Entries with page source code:

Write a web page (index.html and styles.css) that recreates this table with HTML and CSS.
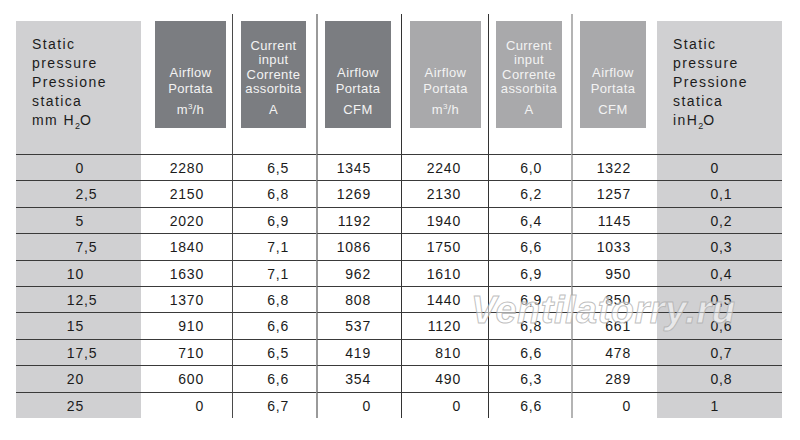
FILE: index.html
```html
<!DOCTYPE html>
<html lang="it">
<head>
<meta charset="utf-8">
<title>Static pressure table</title>
<link rel="stylesheet" href="styles.css">
</head>
<body>
<div class="wrap">
  <div class="grid">
    <div class="hgray">Static<br>pressure<br>Pressione<br>statica<br>mm H<sub>2</sub>O</div>
    <div class="hc c1"><div class="hbox dark w1"><div class="nm af">Airflow<br>Portata</div><div class="un">m<sup>3</sup>/h</div></div></div>
    <div class="hc c2"><div class="hbox dark w2"><div class="nm ci">Current<br>input<br>Corrente<br>assorbita</div><div class="un">A</div></div></div>
    <div class="hc c3"><div class="hbox dark w3"><div class="nm af">Airflow<br>Portata</div><div class="un">CFM</div></div></div>
    <div class="hc c4"><div class="hbox light w4"><div class="nm af">Airflow<br>Portata</div><div class="un">m<sup>3</sup>/h</div></div></div>
    <div class="hc c5"><div class="hbox light w5"><div class="nm ci">Current<br>input<br>Corrente<br>assorbita</div><div class="un">A</div></div></div>
    <div class="hc c6"><div class="hbox light w6"><div class="nm af">Airflow<br>Portata</div><div class="un">CFM</div></div></div>
    <div class="hgray hr">Static<br>pressure<br>Pressione<br>statica<br>inH<sub>2</sub>O</div>

    <div class="b c0"><span class="i">0</span></div><div class="b c1">2280</div><div class="b c2">6,5</div><div class="b c3">1345</div><div class="b c4">2240</div><div class="b c5">6,0</div><div class="b c6">1322</div><div class="b c7"><span class="i">0</span></div>
    <div class="b c0"><span class="i">2</span>,5</div><div class="b c1">2150</div><div class="b c2">6,8</div><div class="b c3">1269</div><div class="b c4">2130</div><div class="b c5">6,2</div><div class="b c6">1257</div><div class="b c7"><span class="i">0</span>,1</div>
    <div class="b c0"><span class="i">5</span></div><div class="b c1">2020</div><div class="b c2">6,9</div><div class="b c3">1192</div><div class="b c4">1940</div><div class="b c5">6,4</div><div class="b c6">1145</div><div class="b c7"><span class="i">0</span>,2</div>
    <div class="b c0"><span class="i">7</span>,5</div><div class="b c1">1840</div><div class="b c2">7,1</div><div class="b c3">1086</div><div class="b c4">1750</div><div class="b c5">6,6</div><div class="b c6">1033</div><div class="b c7"><span class="i">0</span>,3</div>
    <div class="b c0"><span class="i">10</span></div><div class="b c1">1630</div><div class="b c2">7,1</div><div class="b c3">962</div><div class="b c4">1610</div><div class="b c5">6,9</div><div class="b c6">950</div><div class="b c7"><span class="i">0</span>,4</div>
    <div class="b c0"><span class="i">12</span>,5</div><div class="b c1">1370</div><div class="b c2">6,8</div><div class="b c3">808</div><div class="b c4">1440</div><div class="b c5">6,9</div><div class="b c6">850</div><div class="b c7"><span class="i">0</span>,5</div>
    <div class="b c0"><span class="i">15</span></div><div class="b c1">910</div><div class="b c2">6,6</div><div class="b c3">537</div><div class="b c4">1120</div><div class="b c5">6,8</div><div class="b c6">661</div><div class="b c7"><span class="i">0</span>,6</div>
    <div class="b c0"><span class="i">17</span>,5</div><div class="b c1">710</div><div class="b c2">6,5</div><div class="b c3">419</div><div class="b c4">810</div><div class="b c5">6,6</div><div class="b c6">478</div><div class="b c7"><span class="i">0</span>,7</div>
    <div class="b c0"><span class="i">20</span></div><div class="b c1">600</div><div class="b c2">6,6</div><div class="b c3">354</div><div class="b c4">490</div><div class="b c5">6,3</div><div class="b c6">289</div><div class="b c7"><span class="i">0</span>,8</div>
    <div class="b c0"><span class="i">25</span></div><div class="b c1">0</div><div class="b c2">6,7</div><div class="b c3">0</div><div class="b c4">0</div><div class="b c5">6,6</div><div class="b c6">0</div><div class="b c7"><span class="i">1</span></div>
  </div>
  <div class="watermark">Ventilatorry.ru</div>
</div>
</body>
</html>
```

FILE: styles.css
```css
html, body {
  margin: 0;
  padding: 0;
  background: #ffffff;
}
body {
  font-family: "Liberation Sans", Arial, sans-serif;
  color: #1b1b1b;
}
.wrap {
  position: relative;
  margin: 14px 0 0 16px;
  width: 766px;
}
.grid {
  display: grid;
  grid-template-columns: 125px 91px 84px 85px 87px 83px 86px 125px;
  grid-template-rows: 140px repeat(10, 26.4px);
}
.grid > div {
  box-sizing: border-box;
}

/* header gray columns */
.hgray {
  margin-top: 7px;
  background: #d0d0d2;
  padding: 14px 0 0 16px;
  font-size: 14px;
  letter-spacing: 1.4px;
  line-height: 19px;
  color: #1c1c1c;
}
.hgray sub {
  font-size: 9px;
  line-height: 0;
  vertical-align: -4px;
  letter-spacing: 0;
}

/* header boxes */
.hc {
  padding-top: 7px;
}
.hbox {
  height: 107px;
  box-sizing: border-box;
  display: flex;
  flex-direction: column;
  justify-content: flex-end;
  align-items: center;
  text-align: center;
  padding-bottom: 8px;
  font-size: 13px;
  letter-spacing: 0.4px;
}
.hbox.dark {
  background: #7b7d81;
  color: #f3f3f3;
}
.hbox.light {
  background: #a9a9ab;
  color: #f3f3f3;
}
.nm.af {
  line-height: 16.4px;
  margin-bottom: 2.6px;
}
.nm.ci {
  line-height: 14.2px;
  margin-bottom: 4.1px;
}
.un {
  line-height: 20px;
}
.un sup {
  font-size: 8px;
  line-height: 0;
  vertical-align: 5px;
  letter-spacing: 0;
}
.w1 { margin-left: 14px; width: 71px; }
.w2 { margin-left: 8px; width: 65px; }
.w3 { margin-left: 7px; width: 66px; }
.w4 { margin-left: 8px; width: 71px; }
.w5 { margin-left: 7px; width: 66px; }
.w6 { margin-left: 7px; width: 66px; }

/* vertical rules */
.c2 { border-left: 1px solid #4a4a4a; }
.c3 { border-left: 2px solid #9a9a9a; }
.c4 { border-left: 1px solid #333333; }
.c5 { border-left: 1px solid #333333; }
.c6 { border-left: 2px solid #b4b4b4; }

/* body cells */
.b {
  border-top: 1px solid #3a3a3a;
  font-size: 14px;
  letter-spacing: 0.8px;
  line-height: 23px;
  padding-top: 2px;
  white-space: nowrap;
  color: #1b1b1b;
}
.b.c0, .b.c7 {
  background: #d0d0d2;
}
.b.c0 { padding-left: 50px; }
.b.c7 { padding-left: 44px; }
.b .i {
  display: inline-block;
  width: 18px;
  text-align: right;
}
.b.c1 { text-align: right; padding-right: 28px; }
.b.c2 { text-align: right; padding-right: 27px; }
.b.c3 { text-align: right; padding-right: 30px; }
.b.c4 { text-align: right; padding-right: 27px; }
.b.c5 { text-align: right; padding-right: 29px; }
.b.c6 { text-align: right; padding-right: 26px; }

/* watermark overlay */
.watermark {
  position: absolute;
  left: 455px;
  top: 277px;
  font-size: 38px;
  line-height: 38px;
  font-weight: bold;
  font-style: italic;
  letter-spacing: 0.5px;
  color: rgba(255, 255, 255, 0.55);
  -webkit-text-stroke: 1px rgba(170, 170, 170, 0.75);
  white-space: nowrap;
  pointer-events: none;
}
```
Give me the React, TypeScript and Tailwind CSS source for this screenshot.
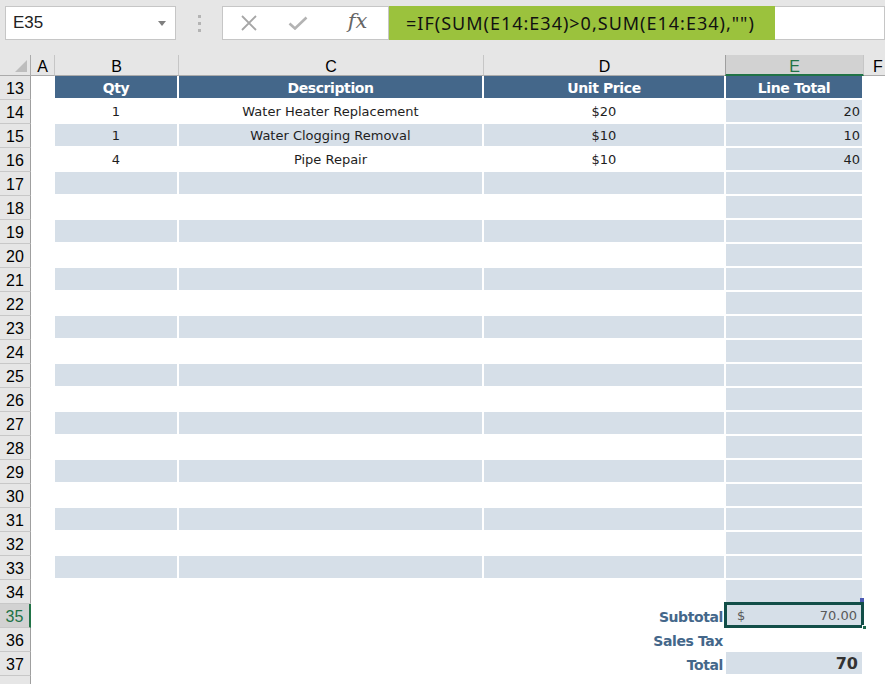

--- What to do ---
Print the whole listing above once more, word for word, without its pictures.

--- Problem solution ---
Write a web page (index.html and styles.css) that recreates this table with HTML and CSS.
FILE: index.html
```html
<!DOCTYPE html>
<html lang="it">
<head>
<meta charset="utf-8">
<title>Static pressure table</title>
<link rel="stylesheet" href="styles.css">
</head>
<body>
<div class="wrap">
  <div class="grid">
    <div class="hgray">Static<br>pressure<br>Pressione<br>statica<br>mm H<sub>2</sub>O</div>
    <div class="hc c1"><div class="hbox dark w1"><div class="nm af">Airflow<br>Portata</div><div class="un">m<sup>3</sup>/h</div></div></div>
    <div class="hc c2"><div class="hbox dark w2"><div class="nm ci">Current<br>input<br>Corrente<br>assorbita</div><div class="un">A</div></div></div>
    <div class="hc c3"><div class="hbox dark w3"><div class="nm af">Airflow<br>Portata</div><div class="un">CFM</div></div></div>
    <div class="hc c4"><div class="hbox light w4"><div class="nm af">Airflow<br>Portata</div><div class="un">m<sup>3</sup>/h</div></div></div>
    <div class="hc c5"><div class="hbox light w5"><div class="nm ci">Current<br>input<br>Corrente<br>assorbita</div><div class="un">A</div></div></div>
    <div class="hc c6"><div class="hbox light w6"><div class="nm af">Airflow<br>Portata</div><div class="un">CFM</div></div></div>
    <div class="hgray hr">Static<br>pressure<br>Pressione<br>statica<br>inH<sub>2</sub>O</div>

    <div class="b c0"><span class="i">0</span></div><div class="b c1">2280</div><div class="b c2">6,5</div><div class="b c3">1345</div><div class="b c4">2240</div><div class="b c5">6,0</div><div class="b c6">1322</div><div class="b c7"><span class="i">0</span></div>
    <div class="b c0"><span class="i">2</span>,5</div><div class="b c1">2150</div><div class="b c2">6,8</div><div class="b c3">1269</div><div class="b c4">2130</div><div class="b c5">6,2</div><div class="b c6">1257</div><div class="b c7"><span class="i">0</span>,1</div>
    <div class="b c0"><span class="i">5</span></div><div class="b c1">2020</div><div class="b c2">6,9</div><div class="b c3">1192</div><div class="b c4">1940</div><div class="b c5">6,4</div><div class="b c6">1145</div><div class="b c7"><span class="i">0</span>,2</div>
    <div class="b c0"><span class="i">7</span>,5</div><div class="b c1">1840</div><div class="b c2">7,1</div><div class="b c3">1086</div><div class="b c4">1750</div><div class="b c5">6,6</div><div class="b c6">1033</div><div class="b c7"><span class="i">0</span>,3</div>
    <div class="b c0"><span class="i">10</span></div><div class="b c1">1630</div><div class="b c2">7,1</div><div class="b c3">962</div><div class="b c4">1610</div><div class="b c5">6,9</div><div class="b c6">950</div><div class="b c7"><span class="i">0</span>,4</div>
    <div class="b c0"><span class="i">12</span>,5</div><div class="b c1">1370</div><div class="b c2">6,8</div><div class="b c3">808</div><div class="b c4">1440</div><div class="b c5">6,9</div><div class="b c6">850</div><div class="b c7"><span class="i">0</span>,5</div>
    <div class="b c0"><span class="i">15</span></div><div class="b c1">910</div><div class="b c2">6,6</div><div class="b c3">537</div><div class="b c4">1120</div><div class="b c5">6,8</div><div class="b c6">661</div><div class="b c7"><span class="i">0</span>,6</div>
    <div class="b c0"><span class="i">17</span>,5</div><div class="b c1">710</div><div class="b c2">6,5</div><div class="b c3">419</div><div class="b c4">810</div><div class="b c5">6,6</div><div class="b c6">478</div><div class="b c7"><span class="i">0</span>,7</div>
    <div class="b c0"><span class="i">20</span></div><div class="b c1">600</div><div class="b c2">6,6</div><div class="b c3">354</div><div class="b c4">490</div><div class="b c5">6,3</div><div class="b c6">289</div><div class="b c7"><span class="i">0</span>,8</div>
    <div class="b c0"><span class="i">25</span></div><div class="b c1">0</div><div class="b c2">6,7</div><div class="b c3">0</div><div class="b c4">0</div><div class="b c5">6,6</div><div class="b c6">0</div><div class="b c7"><span class="i">1</span></div>
  </div>
  <div class="watermark">Ventilatorry.ru</div>
</div>
</body>
</html>
```

FILE: styles.css
```css
html, body {
  margin: 0;
  padding: 0;
  background: #ffffff;
}
body {
  font-family: "Liberation Sans", Arial, sans-serif;
  color: #1b1b1b;
}
.wrap {
  position: relative;
  margin: 14px 0 0 16px;
  width: 766px;
}
.grid {
  display: grid;
  grid-template-columns: 125px 91px 84px 85px 87px 83px 86px 125px;
  grid-template-rows: 140px repeat(10, 26.4px);
}
.grid > div {
  box-sizing: border-box;
}

/* header gray columns */
.hgray {
  margin-top: 7px;
  background: #d0d0d2;
  padding: 14px 0 0 16px;
  font-size: 14px;
  letter-spacing: 1.4px;
  line-height: 19px;
  color: #1c1c1c;
}
.hgray sub {
  font-size: 9px;
  line-height: 0;
  vertical-align: -4px;
  letter-spacing: 0;
}

/* header boxes */
.hc {
  padding-top: 7px;
}
.hbox {
  height: 107px;
  box-sizing: border-box;
  display: flex;
  flex-direction: column;
  justify-content: flex-end;
  align-items: center;
  text-align: center;
  padding-bottom: 8px;
  font-size: 13px;
  letter-spacing: 0.4px;
}
.hbox.dark {
  background: #7b7d81;
  color: #f3f3f3;
}
.hbox.light {
  background: #a9a9ab;
  color: #f3f3f3;
}
.nm.af {
  line-height: 16.4px;
  margin-bottom: 2.6px;
}
.nm.ci {
  line-height: 14.2px;
  margin-bottom: 4.1px;
}
.un {
  line-height: 20px;
}
.un sup {
  font-size: 8px;
  line-height: 0;
  vertical-align: 5px;
  letter-spacing: 0;
}
.w1 { margin-left: 14px; width: 71px; }
.w2 { margin-left: 8px; width: 65px; }
.w3 { margin-left: 7px; width: 66px; }
.w4 { margin-left: 8px; width: 71px; }
.w5 { margin-left: 7px; width: 66px; }
.w6 { margin-left: 7px; width: 66px; }

/* vertical rules */
.c2 { border-left: 1px solid #4a4a4a; }
.c3 { border-left: 2px solid #9a9a9a; }
.c4 { border-left: 1px solid #333333; }
.c5 { border-left: 1px solid #333333; }
.c6 { border-left: 2px solid #b4b4b4; }

/* body cells */
.b {
  border-top: 1px solid #3a3a3a;
  font-size: 14px;
  letter-spacing: 0.8px;
  line-height: 23px;
  padding-top: 2px;
  white-space: nowrap;
  color: #1b1b1b;
}
.b.c0, .b.c7 {
  background: #d0d0d2;
}
.b.c0 { padding-left: 50px; }
.b.c7 { padding-left: 44px; }
.b .i {
  display: inline-block;
  width: 18px;
  text-align: right;
}
.b.c1 { text-align: right; padding-right: 28px; }
.b.c2 { text-align: right; padding-right: 27px; }
.b.c3 { text-align: right; padding-right: 30px; }
.b.c4 { text-align: right; padding-right: 27px; }
.b.c5 { text-align: right; padding-right: 29px; }
.b.c6 { text-align: right; padding-right: 26px; }

/* watermark overlay */
.watermark {
  position: absolute;
  left: 455px;
  top: 277px;
  font-size: 38px;
  line-height: 38px;
  font-weight: bold;
  font-style: italic;
  letter-spacing: 0.5px;
  color: rgba(255, 255, 255, 0.55);
  -webkit-text-stroke: 1px rgba(170, 170, 170, 0.75);
  white-space: nowrap;
  pointer-events: none;
}
```
Give me the React, TypeScript and Tailwind CSS source for this screenshot.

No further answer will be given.